Tiara Kelly, Los Angeles, 2024 by Zanele Muholi. Courtesy of the artist and Southern Guild.
Hannah Hoffman, 725 N. Western Ave., Suite 105, (in addition to a larger space in MacArthur Park), is tucked into a gated courtyard, along with high-end furniture and clothing stores. Those who buzz to enter will find a tiny gallery whose purpose is to concentrate the viewer’s attention on just a few works of art. The gallery represents over 25 artists, with an emphasis on the estates of women artists who hadn’t earned the acclaim they deserved.

DINERS, 2023-2025, by Hannah Lee.
Courtesy of the artist and James Fuentes LLC
Rele, 711 N. Western Ave., also has galleries in London, England and Lagos, Nigeria. In Los Angeles, the current exhibits address memory and the emotional connection to home.

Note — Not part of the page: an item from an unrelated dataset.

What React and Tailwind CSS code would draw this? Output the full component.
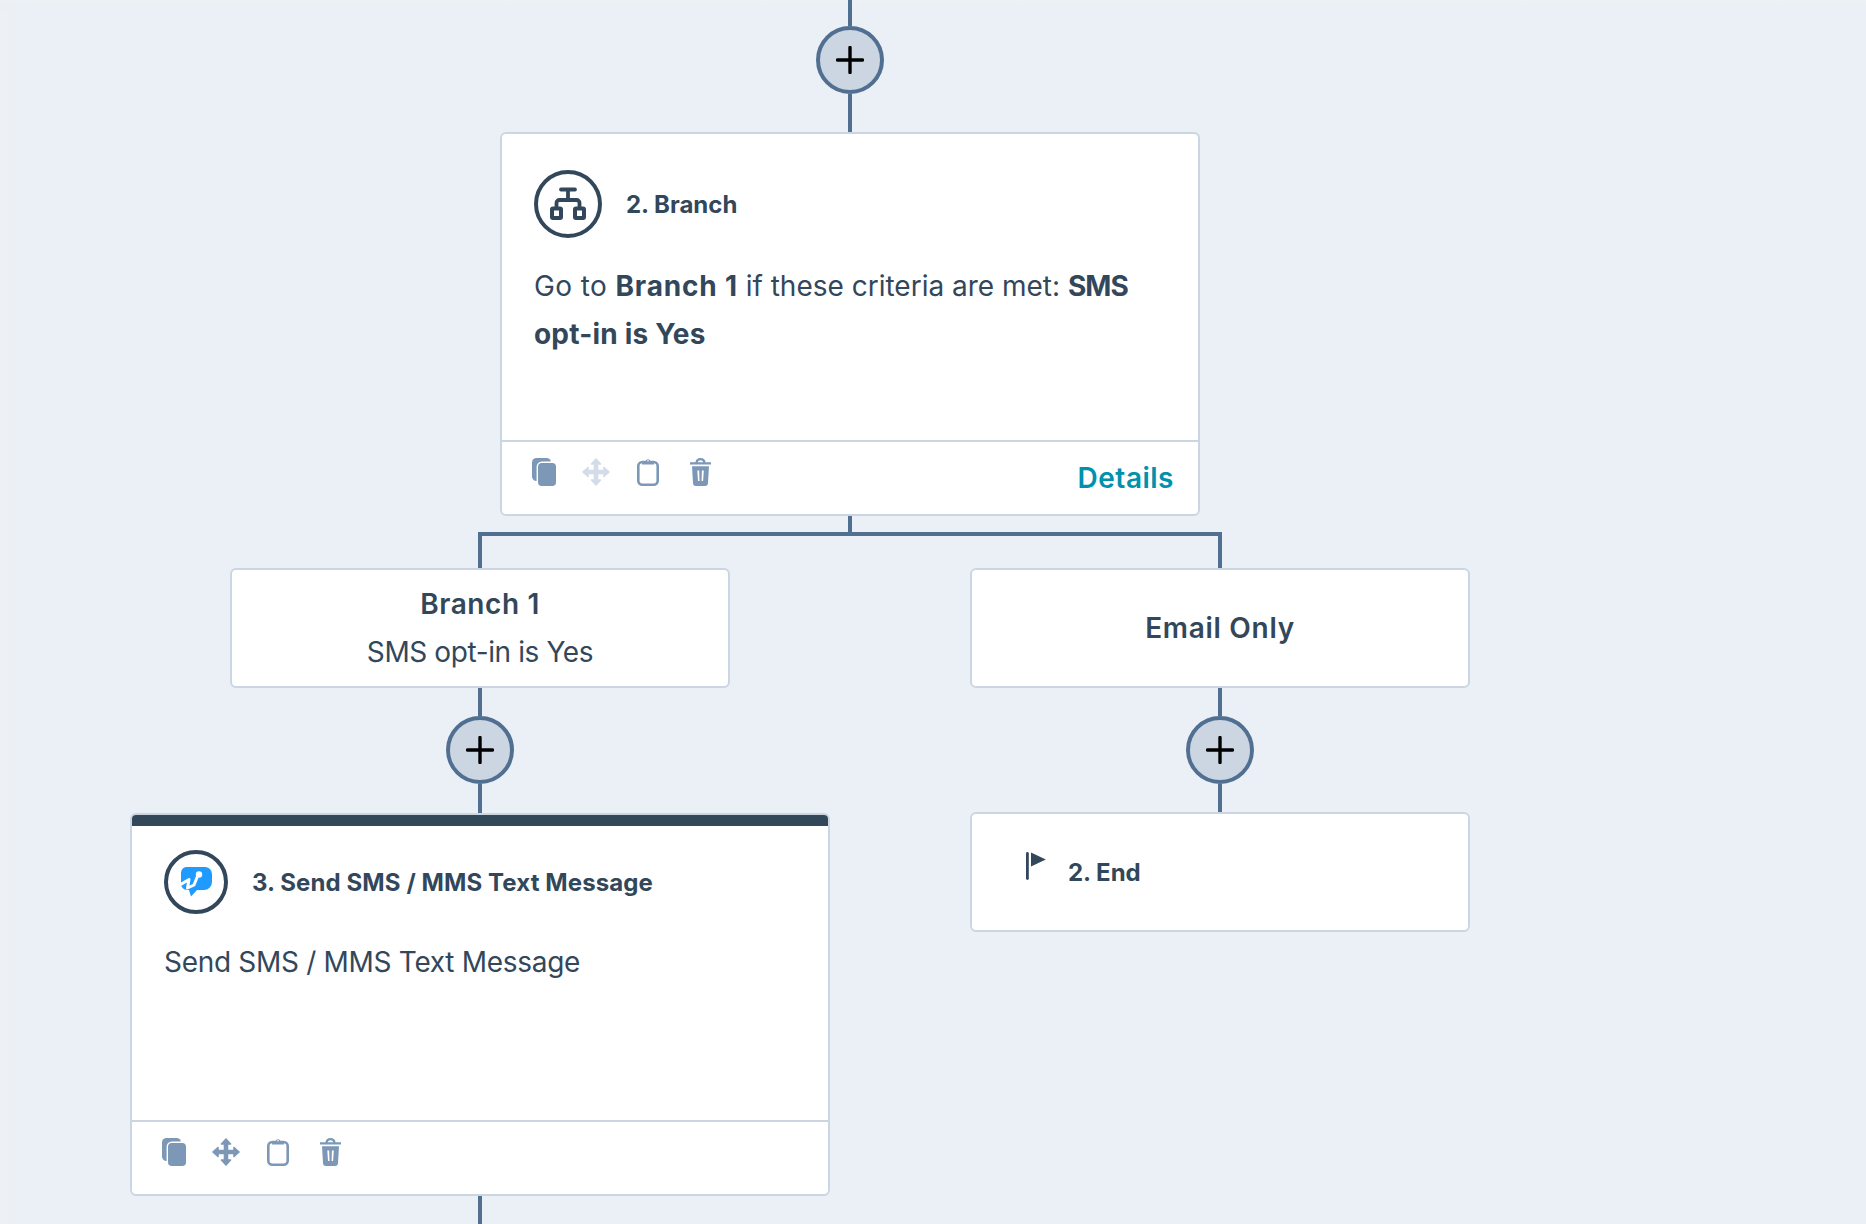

EARL’S COURT by Alan Lynch. Courtesy of the artist’s estate and Chateau Shatto
James Fuentes, 5015 Melrose Ave., one block west of Western, also has a 17-year-old gallery in New York. Representing 21 artists, the gallery specializes in rediscovering major artists and in diverse, out-of-the-mainstream art. Hannah Lee’s hyperrealist paintings of intimate and dreamlike interior scenes will go on view Sat., June 7.

PINK PANTHER in “Butter Butter Butter Butter Butter” (2024) by Katherine Bernhardt. Courtesy the artist, David Zwirner and Canada
Moran Moran, 641 N. Western Ave., specializes in emerging and mid-career artists and encourages artists to collaborate on creating work together. Through Sat., July 5, the exhibit “Play” showcases the work of 24 artists.

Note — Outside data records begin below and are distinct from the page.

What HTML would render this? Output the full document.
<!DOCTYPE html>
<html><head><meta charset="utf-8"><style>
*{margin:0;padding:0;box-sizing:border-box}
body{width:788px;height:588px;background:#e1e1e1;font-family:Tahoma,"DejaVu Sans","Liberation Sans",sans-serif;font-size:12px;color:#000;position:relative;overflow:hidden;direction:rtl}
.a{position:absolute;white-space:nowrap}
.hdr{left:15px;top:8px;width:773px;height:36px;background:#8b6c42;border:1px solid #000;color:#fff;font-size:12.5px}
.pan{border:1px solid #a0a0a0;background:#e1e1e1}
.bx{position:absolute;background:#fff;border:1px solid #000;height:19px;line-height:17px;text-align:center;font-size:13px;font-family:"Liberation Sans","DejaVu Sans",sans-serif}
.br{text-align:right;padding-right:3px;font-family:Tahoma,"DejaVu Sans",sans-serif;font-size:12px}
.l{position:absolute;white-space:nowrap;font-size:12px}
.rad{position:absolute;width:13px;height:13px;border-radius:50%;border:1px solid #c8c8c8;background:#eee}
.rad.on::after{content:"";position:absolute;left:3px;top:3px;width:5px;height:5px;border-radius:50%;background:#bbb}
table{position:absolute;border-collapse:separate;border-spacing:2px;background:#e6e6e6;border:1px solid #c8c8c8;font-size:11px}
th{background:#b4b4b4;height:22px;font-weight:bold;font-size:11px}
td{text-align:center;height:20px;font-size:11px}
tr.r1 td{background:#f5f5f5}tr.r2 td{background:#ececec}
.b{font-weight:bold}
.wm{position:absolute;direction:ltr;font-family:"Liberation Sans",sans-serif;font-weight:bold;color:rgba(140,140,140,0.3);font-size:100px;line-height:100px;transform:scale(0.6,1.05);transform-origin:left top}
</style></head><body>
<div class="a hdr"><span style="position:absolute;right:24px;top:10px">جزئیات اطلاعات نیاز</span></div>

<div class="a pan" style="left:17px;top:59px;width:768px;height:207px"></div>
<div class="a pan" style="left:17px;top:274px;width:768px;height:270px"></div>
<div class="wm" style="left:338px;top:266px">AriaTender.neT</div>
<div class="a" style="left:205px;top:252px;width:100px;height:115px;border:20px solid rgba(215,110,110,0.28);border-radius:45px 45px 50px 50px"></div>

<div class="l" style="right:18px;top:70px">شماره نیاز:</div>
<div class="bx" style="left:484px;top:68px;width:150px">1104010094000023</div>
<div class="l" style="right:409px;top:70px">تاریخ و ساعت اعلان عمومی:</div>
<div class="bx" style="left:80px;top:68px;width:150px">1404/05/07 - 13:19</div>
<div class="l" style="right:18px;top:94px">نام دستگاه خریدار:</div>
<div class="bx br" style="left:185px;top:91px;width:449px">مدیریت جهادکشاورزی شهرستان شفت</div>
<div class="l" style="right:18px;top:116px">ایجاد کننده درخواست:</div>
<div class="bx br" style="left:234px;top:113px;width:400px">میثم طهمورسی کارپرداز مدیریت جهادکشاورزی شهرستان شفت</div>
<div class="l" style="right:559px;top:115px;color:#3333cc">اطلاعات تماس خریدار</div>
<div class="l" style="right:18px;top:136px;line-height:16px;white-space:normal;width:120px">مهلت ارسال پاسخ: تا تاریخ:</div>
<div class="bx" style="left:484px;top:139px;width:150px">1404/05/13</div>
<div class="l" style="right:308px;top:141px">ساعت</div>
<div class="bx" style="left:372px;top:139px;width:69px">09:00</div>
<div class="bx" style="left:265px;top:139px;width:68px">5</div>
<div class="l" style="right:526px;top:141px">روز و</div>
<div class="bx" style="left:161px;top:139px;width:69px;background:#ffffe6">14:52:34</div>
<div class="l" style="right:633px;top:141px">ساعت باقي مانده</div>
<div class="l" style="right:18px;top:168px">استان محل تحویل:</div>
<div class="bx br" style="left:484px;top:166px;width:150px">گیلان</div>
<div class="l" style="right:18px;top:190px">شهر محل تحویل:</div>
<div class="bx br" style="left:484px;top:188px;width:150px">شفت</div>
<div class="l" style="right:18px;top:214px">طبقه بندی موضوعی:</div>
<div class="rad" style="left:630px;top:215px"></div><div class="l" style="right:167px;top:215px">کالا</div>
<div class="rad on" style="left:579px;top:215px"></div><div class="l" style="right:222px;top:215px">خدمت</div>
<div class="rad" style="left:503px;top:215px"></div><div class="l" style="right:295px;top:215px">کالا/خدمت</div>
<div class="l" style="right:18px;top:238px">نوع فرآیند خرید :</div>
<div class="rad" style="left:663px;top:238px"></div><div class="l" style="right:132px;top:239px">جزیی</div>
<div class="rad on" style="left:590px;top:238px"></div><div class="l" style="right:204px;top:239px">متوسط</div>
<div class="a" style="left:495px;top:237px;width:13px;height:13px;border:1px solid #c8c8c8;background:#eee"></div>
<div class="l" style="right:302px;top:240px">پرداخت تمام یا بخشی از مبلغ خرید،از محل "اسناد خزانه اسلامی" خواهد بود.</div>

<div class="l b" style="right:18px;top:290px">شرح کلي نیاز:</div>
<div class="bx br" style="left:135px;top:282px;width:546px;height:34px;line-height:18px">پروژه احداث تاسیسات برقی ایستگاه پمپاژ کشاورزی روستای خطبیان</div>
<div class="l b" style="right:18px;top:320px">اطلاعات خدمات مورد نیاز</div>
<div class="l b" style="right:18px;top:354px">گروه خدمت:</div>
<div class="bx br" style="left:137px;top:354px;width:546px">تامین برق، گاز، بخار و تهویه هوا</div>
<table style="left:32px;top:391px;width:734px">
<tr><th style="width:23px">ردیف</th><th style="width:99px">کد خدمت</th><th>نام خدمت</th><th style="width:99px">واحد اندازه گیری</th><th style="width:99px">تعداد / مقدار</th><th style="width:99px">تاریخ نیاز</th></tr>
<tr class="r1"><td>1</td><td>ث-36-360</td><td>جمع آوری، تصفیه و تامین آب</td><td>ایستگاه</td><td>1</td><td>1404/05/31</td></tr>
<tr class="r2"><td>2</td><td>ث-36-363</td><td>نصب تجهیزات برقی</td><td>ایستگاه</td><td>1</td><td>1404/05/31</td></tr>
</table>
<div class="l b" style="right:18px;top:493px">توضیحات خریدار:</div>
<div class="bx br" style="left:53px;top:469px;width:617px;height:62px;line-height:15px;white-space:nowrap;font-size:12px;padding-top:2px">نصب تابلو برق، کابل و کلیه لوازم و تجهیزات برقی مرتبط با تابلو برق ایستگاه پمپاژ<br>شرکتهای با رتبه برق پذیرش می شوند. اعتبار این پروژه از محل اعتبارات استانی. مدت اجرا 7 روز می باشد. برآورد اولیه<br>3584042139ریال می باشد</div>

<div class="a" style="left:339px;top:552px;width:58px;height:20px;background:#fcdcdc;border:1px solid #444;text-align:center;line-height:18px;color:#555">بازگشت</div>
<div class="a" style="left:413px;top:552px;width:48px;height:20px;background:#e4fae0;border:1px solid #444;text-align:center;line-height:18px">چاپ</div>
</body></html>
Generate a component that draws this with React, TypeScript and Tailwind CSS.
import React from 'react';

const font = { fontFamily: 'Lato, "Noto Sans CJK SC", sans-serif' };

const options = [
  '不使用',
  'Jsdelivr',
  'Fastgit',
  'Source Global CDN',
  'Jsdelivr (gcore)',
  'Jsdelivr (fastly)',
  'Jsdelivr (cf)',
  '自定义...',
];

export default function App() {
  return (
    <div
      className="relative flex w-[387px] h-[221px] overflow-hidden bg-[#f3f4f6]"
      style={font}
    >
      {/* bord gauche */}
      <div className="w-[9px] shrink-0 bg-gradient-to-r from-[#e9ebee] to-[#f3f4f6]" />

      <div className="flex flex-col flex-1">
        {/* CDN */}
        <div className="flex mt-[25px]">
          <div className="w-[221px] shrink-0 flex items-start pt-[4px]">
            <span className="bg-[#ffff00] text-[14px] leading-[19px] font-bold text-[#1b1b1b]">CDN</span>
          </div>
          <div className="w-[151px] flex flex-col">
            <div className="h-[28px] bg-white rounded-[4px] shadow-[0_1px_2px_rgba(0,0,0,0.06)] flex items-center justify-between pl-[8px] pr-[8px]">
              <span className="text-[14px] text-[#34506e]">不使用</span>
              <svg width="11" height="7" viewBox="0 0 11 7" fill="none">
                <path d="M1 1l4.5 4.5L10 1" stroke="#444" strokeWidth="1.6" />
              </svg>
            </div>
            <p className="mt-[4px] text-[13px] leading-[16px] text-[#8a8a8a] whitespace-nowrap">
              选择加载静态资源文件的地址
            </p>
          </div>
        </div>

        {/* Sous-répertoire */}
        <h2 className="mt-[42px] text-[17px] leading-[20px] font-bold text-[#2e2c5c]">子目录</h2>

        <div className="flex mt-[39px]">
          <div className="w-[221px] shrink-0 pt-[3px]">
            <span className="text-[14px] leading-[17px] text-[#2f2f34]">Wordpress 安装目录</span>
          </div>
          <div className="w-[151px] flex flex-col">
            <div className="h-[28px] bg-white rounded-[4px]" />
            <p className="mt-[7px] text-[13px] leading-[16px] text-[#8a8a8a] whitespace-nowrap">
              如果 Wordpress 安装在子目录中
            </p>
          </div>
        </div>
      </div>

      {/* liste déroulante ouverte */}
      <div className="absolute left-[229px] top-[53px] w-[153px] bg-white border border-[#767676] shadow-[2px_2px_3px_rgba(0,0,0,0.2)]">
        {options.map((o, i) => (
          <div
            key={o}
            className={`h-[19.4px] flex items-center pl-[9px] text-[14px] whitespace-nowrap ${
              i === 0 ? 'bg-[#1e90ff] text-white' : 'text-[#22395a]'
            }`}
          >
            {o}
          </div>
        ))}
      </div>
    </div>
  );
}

Wilding Cran Gallery, 607 Western Ave., is the newest art space on the street, having opened March 1. Gallerist Naomi deLuce Wilding chose to locate the gallery on Western because, “It’s great to be on a vibrant street.” She adds, “We’re most interested in L.A.-based emerging artists.” Filling the gallery May 31-July 5 will be “Night Lights,” long-exposure photographic images by Austin Irving, which deLuce Wilding explains, “transforms ceilings and walls into luminous records of insomnia, jet lag and circadian disruption.”
David Zwirner, 606 N. Western Ave., is the largest and most well-established of the galleries in the neighborhood, with a 30-year history; galleries here and in New York, Paris, London and Hong Kong; and a roster of over 80 artists including art world heavy-hitters Yayoi Kusama, Ruth Asawa, Richard Serra and Gerhard Richter. On view in the three adjacent gallery buildings through Sat., June 14 is “Sidewalk Chalk,” by Katherine Bernhardt, large canvases depicting a fun-house version of her childhood toys and obsessions. Through Sat., June 21, is “Cataclysm: The 1972 Diane Arbus Retrospective Revisited.” The exhibition recreates the singular artist’s 1972 posthumous photographic retrospective.
Chateau Shatto, 540 N. Western Ave. represents 14 idiosyncratic artists, one of whom, Alan Lynch, has the solo show “Surface of this Teardrop World” in June. Lynch withdrew from the art world in the 1950s. Although he continued to paint in private, he studied Buddhism and became an ordained monk. Gallery cofounder Olivia Barrett is happy to rediscover and present the artist’s oil paintings and watercolors.
C L E A R I N G, 530 N. Western Ave., also has a New York gallery. The Los Angeles gallery is showing “Rome is no longer in rome,” an exhibition of jewel-toned energetic figurative paintings by Henry Curchod, a young California-born artist of Iranian descent.